Eirinie Carson, who grew up in Dumfriesshire but now lives in California, has just released her first novel, Bloodfire, Baby, described as ‘a maternal gothic tale of new motherhood and the torment of a centuries-old haunting’.
And she’s excited to be back in Scotland promoting the book.
She says of it: “It is a post partum story about a woman left alone with her three-week old baby, who begins to see things in her house. In between this ubiquitous post partum tale is the story of her matriarchal lineage going back to 1800s Jamaica.”
Reflecting on her writing journey, Eirinie said it’s always been a passion and she loved English classes at Lockerbie Academy: “English was where I shined. I don’t think I ever really let myself believe I could be an author, though. I thought that was for other people.
“Mrs Bartlett was my English teacher and I like to think I was her favourite!”
However, after school she became a model and didn’t initially put pen to paper until tragedy hit in her 20s. Then, she wrote award-winning bereavement memoir The Dead Are Gods following the shock death of her best friend Larissa in 2018.
Explaining the move into fiction, Eirinie said: “Bloodfire, Baby” was a book born from the birth of my second child, Selah. I’m not sure if it was the “right” time or not, but the book decided it was ready. It began with notes written in the darkness of Selah’s nursery as she screamed.
“I was trying to put words to a feeling I couldn’t yet describe - the sense of leaving myself, the person I once knew so well, and becoming this other thing. A selfless, tired, never-ending caregiver without a coherent thought in my head. I wanted to get back to my old self, and didn’t know how to do it.
“Writing has, for me, always been archaeology. It’s a means to understand myself, and where I came from and also understand something deeper about the culture of parenting in our society.”
It took three years to write, ‘in fragments’, and inspiration came from many places.

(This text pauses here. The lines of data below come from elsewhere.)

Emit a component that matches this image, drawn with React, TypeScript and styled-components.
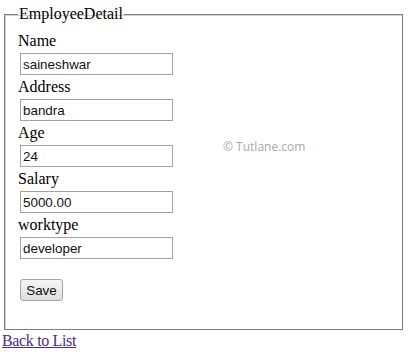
import React from 'react';
import styled, { createGlobalStyle } from 'styled-components';

const GlobalStyle = createGlobalStyle`
  html, body {
    margin: 0;
    padding: 0;
    background: #fff;
  }
  body {
    font-family: "Liberation Serif", "Times New Roman", serif;
    font-size: 16px;
    color: #000;
  }
`;

const Page = styled.div`
  padding: 5px 0 0 2px;
`;

const FieldSet = styled.fieldset`
  position: relative;
  box-sizing: border-box;
  width: 399px;
  margin: 0 0 1px 2px;
  padding: 8px 13px 0 13px;
  border: 1px solid #7d7d7d;
  box-shadow: inset 1px 1px 0 #d2d2d2;
  min-width: 0;
`;

const Legend = styled.legend`
  padding: 0 1px;
  font-size: 16px;
  line-height: 18px;
`;

const Label = styled.label`
  display: block;
  font-size: 16px;
  line-height: 20px;
`;

const TextInput = styled.input`
  display: block;
  box-sizing: border-box;
  width: 153px;
  height: 22px;
  margin: 2px 0 2px 2px;
  padding: 0 2px;
  border: 1px solid #a3a3a3;
  font-family: "Liberation Sans", Arial, sans-serif;
  font-size: 13.4px;
  color: #111;
  background: #fff;
  outline: none;
`;

const ButtonRow = styled.div`
  padding: 18px 0 28px 2px;
`;

const SaveButton = styled.button`
  display: block;
  box-sizing: border-box;
  width: 43px;
  height: 22px;
  padding: 0;
  border: 1px solid #a6a6a6;
  border-radius: 3px;
  background: linear-gradient(#f6f6f6, #dedede);
  font-family: "Liberation Sans", Arial, sans-serif;
  font-size: 13.4px;
  color: #111;
`;

const Watermark = styled.span`
  position: absolute;
  left: 218px;
  top: 117px;
  font-family: "Open Sans", "Liberation Sans", sans-serif;
  font-size: 12px;
  line-height: 14px;
  color: #a8a8a8;
`;

const BackLink = styled.a`
  display: inline-block;
  font-size: 16px;
  line-height: 20px;
  letter-spacing: -0.35px;
  color: #4b2c84;
  text-decoration: underline;
`;

const fields = [
  { name: 'Name', value: 'saineshwar' },
  { name: 'Address', value: 'bandra' },
  { name: 'Age', value: '24' },
  { name: 'Salary', value: '5000.00' },
  { name: 'worktype', value: 'developer' },
];

export default function App() {
  return (
    <Page>
      <GlobalStyle />
      <FieldSet>
        <Legend>EmployeeDetail</Legend>
        {fields.map((f) => (
          <div key={f.name}>
            <Label htmlFor={f.name}>{f.name}</Label>
            <TextInput id={f.name} defaultValue={f.value} />
          </div>
        ))}
        <ButtonRow>
          <SaveButton type="button">Save</SaveButton>
        </ButtonRow>
        <Watermark>© Tutlane.com</Watermark>
      </FieldSet>
      <BackLink href="#">Back to List</BackLink>
    </Page>
  );
}
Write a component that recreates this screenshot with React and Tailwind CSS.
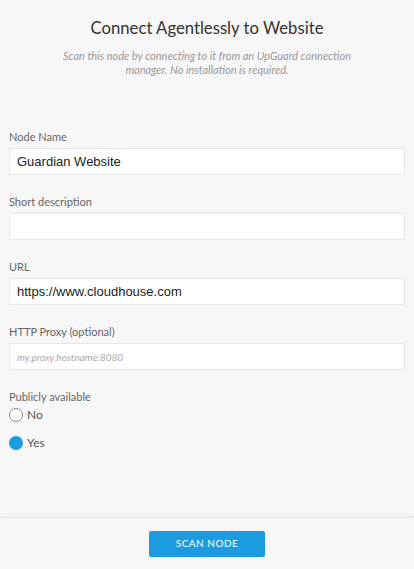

She added: “When we decide to become parents something happens. “I’ll do it completely differently to my parents” we might think, but then inevitably, we find ourselves mimicking them.
“I was struck by the notion that the things we inherit from our parents cannot be ignored, even though we might want to ignore them. Ancestral lineage carries the good and the bad, and to confront that truth is to parent from a stable footing.”